## Start TASK DATA

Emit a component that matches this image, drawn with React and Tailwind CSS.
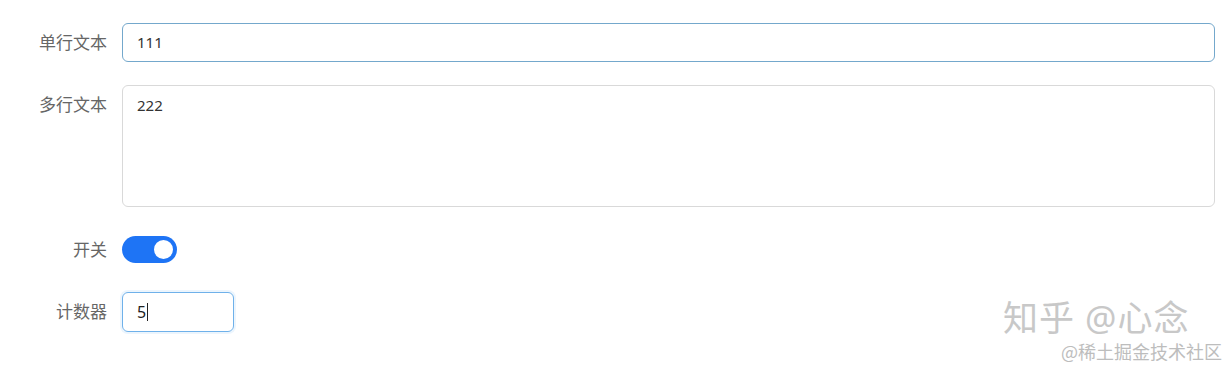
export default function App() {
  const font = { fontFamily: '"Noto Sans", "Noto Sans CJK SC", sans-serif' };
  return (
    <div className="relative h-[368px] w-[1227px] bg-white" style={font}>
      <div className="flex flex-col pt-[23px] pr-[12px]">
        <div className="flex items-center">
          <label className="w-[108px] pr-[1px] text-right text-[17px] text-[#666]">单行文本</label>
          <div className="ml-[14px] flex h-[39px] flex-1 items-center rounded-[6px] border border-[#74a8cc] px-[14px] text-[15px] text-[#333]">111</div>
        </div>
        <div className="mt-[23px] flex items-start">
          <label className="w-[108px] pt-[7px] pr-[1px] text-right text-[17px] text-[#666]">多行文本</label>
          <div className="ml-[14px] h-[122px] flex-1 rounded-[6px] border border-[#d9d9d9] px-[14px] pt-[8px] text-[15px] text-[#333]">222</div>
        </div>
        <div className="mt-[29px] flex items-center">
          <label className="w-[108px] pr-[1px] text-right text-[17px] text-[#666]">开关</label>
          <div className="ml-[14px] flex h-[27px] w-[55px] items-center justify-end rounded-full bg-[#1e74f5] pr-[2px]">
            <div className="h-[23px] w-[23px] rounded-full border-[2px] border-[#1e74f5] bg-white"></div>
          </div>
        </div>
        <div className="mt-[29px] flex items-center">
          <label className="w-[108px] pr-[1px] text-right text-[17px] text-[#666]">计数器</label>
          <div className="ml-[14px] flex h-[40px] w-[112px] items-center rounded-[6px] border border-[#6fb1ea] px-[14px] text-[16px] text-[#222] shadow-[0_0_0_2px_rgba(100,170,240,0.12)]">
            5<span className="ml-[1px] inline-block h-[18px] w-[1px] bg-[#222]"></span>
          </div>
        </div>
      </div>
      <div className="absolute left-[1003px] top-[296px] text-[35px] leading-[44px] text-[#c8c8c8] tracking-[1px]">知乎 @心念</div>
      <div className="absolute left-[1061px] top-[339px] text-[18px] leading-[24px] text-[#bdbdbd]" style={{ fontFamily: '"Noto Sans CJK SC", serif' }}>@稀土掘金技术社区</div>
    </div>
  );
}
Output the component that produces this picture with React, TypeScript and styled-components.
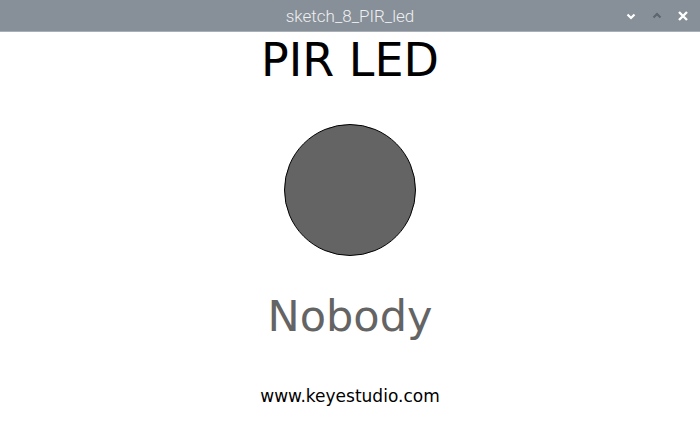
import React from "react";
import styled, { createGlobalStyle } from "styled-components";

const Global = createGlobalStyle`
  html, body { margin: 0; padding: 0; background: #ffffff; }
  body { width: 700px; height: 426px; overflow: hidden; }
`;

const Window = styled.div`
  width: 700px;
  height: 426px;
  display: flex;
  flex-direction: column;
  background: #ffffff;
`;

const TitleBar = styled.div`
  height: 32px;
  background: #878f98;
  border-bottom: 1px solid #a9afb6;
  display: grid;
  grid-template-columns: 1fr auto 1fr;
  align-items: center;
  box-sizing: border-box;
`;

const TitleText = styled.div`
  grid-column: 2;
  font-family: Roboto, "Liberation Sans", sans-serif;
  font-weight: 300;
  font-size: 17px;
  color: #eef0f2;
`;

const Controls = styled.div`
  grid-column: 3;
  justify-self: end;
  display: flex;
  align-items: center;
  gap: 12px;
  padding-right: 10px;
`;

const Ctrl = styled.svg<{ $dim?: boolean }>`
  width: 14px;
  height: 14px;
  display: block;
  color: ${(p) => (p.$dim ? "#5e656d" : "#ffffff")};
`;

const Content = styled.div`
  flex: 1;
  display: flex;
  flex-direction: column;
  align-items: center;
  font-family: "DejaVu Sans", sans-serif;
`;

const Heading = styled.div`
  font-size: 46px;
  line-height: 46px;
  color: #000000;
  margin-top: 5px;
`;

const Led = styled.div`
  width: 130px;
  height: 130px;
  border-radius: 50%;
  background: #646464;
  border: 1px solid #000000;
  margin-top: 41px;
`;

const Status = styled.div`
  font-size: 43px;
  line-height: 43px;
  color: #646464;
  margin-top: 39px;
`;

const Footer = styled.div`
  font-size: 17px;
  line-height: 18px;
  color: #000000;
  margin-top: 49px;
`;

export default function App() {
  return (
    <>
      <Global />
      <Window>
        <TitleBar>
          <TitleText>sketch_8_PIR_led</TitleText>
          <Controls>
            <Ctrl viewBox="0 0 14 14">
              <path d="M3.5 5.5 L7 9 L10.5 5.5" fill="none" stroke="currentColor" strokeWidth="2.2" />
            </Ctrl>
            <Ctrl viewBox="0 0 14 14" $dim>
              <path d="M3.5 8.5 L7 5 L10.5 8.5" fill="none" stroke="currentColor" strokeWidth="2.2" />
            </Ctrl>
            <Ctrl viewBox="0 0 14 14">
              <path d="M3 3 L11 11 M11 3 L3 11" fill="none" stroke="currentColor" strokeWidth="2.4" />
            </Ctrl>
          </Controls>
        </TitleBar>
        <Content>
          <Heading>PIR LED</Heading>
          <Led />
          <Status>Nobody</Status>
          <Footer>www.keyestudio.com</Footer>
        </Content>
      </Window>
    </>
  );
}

## End TASK DATA

- WHAT YOU HAVE TO DO: Print each entry shown above with exact wording and no pictures.

- WORKED ANSWER:
Emit a component that matches this image, drawn with React and Tailwind CSS.
export default function App() {
  const font = { fontFamily: '"Noto Sans", "Noto Sans CJK SC", sans-serif' };
  return (
    <div className="relative h-[368px] w-[1227px] bg-white" style={font}>
      <div className="flex flex-col pt-[23px] pr-[12px]">
        <div className="flex items-center">
          <label className="w-[108px] pr-[1px] text-right text-[17px] text-[#666]">单行文本</label>
          <div className="ml-[14px] flex h-[39px] flex-1 items-center rounded-[6px] border border-[#74a8cc] px-[14px] text-[15px] text-[#333]">111</div>
        </div>
        <div className="mt-[23px] flex items-start">
          <label className="w-[108px] pt-[7px] pr-[1px] text-right text-[17px] text-[#666]">多行文本</label>
          <div className="ml-[14px] h-[122px] flex-1 rounded-[6px] border border-[#d9d9d9] px-[14px] pt-[8px] text-[15px] text-[#333]">222</div>
        </div>
        <div className="mt-[29px] flex items-center">
          <label className="w-[108px] pr-[1px] text-right text-[17px] text-[#666]">开关</label>
          <div className="ml-[14px] flex h-[27px] w-[55px] items-center justify-end rounded-full bg-[#1e74f5] pr-[2px]">
            <div className="h-[23px] w-[23px] rounded-full border-[2px] border-[#1e74f5] bg-white"></div>
          </div>
        </div>
        <div className="mt-[29px] flex items-center">
          <label className="w-[108px] pr-[1px] text-right text-[17px] text-[#666]">计数器</label>
          <div className="ml-[14px] flex h-[40px] w-[112px] items-center rounded-[6px] border border-[#6fb1ea] px-[14px] text-[16px] text-[#222] shadow-[0_0_0_2px_rgba(100,170,240,0.12)]">
            5<span className="ml-[1px] inline-block h-[18px] w-[1px] bg-[#222]"></span>
          </div>
        </div>
      </div>
      <div className="absolute left-[1003px] top-[296px] text-[35px] leading-[44px] text-[#c8c8c8] tracking-[1px]">知乎 @心念</div>
      <div className="absolute left-[1061px] top-[339px] text-[18px] leading-[24px] text-[#bdbdbd]" style={{ fontFamily: '"Noto Sans CJK SC", serif' }}>@稀土掘金技术社区</div>
    </div>
  );
}
Output the component that produces this picture with React, TypeScript and styled-components.
import React from "react";
import styled, { createGlobalStyle } from "styled-components";

const Global = createGlobalStyle`
  html, body { margin: 0; padding: 0; background: #ffffff; }
  body { width: 700px; height: 426px; overflow: hidden; }
`;

const Window = styled.div`
  width: 700px;
  height: 426px;
  display: flex;
  flex-direction: column;
  background: #ffffff;
`;

const TitleBar = styled.div`
  height: 32px;
  background: #878f98;
  border-bottom: 1px solid #a9afb6;
  display: grid;
  grid-template-columns: 1fr auto 1fr;
  align-items: center;
  box-sizing: border-box;
`;

const TitleText = styled.div`
  grid-column: 2;
  font-family: Roboto, "Liberation Sans", sans-serif;
  font-weight: 300;
  font-size: 17px;
  color: #eef0f2;
`;

const Controls = styled.div`
  grid-column: 3;
  justify-self: end;
  display: flex;
  align-items: center;
  gap: 12px;
  padding-right: 10px;
`;

const Ctrl = styled.svg<{ $dim?: boolean }>`
  width: 14px;
  height: 14px;
  display: block;
  color: ${(p) => (p.$dim ? "#5e656d" : "#ffffff")};
`;

const Content = styled.div`
  flex: 1;
  display: flex;
  flex-direction: column;
  align-items: center;
  font-family: "DejaVu Sans", sans-serif;
`;

const Heading = styled.div`
  font-size: 46px;
  line-height: 46px;
  color: #000000;
  margin-top: 5px;
`;

const Led = styled.div`
  width: 130px;
  height: 130px;
  border-radius: 50%;
  background: #646464;
  border: 1px solid #000000;
  margin-top: 41px;
`;

const Status = styled.div`
  font-size: 43px;
  line-height: 43px;
  color: #646464;
  margin-top: 39px;
`;

const Footer = styled.div`
  font-size: 17px;
  line-height: 18px;
  color: #000000;
  margin-top: 49px;
`;

export default function App() {
  return (
    <>
      <Global />
      <Window>
        <TitleBar>
          <TitleText>sketch_8_PIR_led</TitleText>
          <Controls>
            <Ctrl viewBox="0 0 14 14">
              <path d="M3.5 5.5 L7 9 L10.5 5.5" fill="none" stroke="currentColor" strokeWidth="2.2" />
            </Ctrl>
            <Ctrl viewBox="0 0 14 14" $dim>
              <path d="M3.5 8.5 L7 5 L10.5 8.5" fill="none" stroke="currentColor" strokeWidth="2.2" />
            </Ctrl>
            <Ctrl viewBox="0 0 14 14">
              <path d="M3 3 L11 11 M11 3 L3 11" fill="none" stroke="currentColor" strokeWidth="2.4" />
            </Ctrl>
          </Controls>
        </TitleBar>
        <Content>
          <Heading>PIR LED</Heading>
          <Led />
          <Status>Nobody</Status>
          <Footer>www.keyestudio.com</Footer>
        </Content>
      </Window>
    </>
  );
}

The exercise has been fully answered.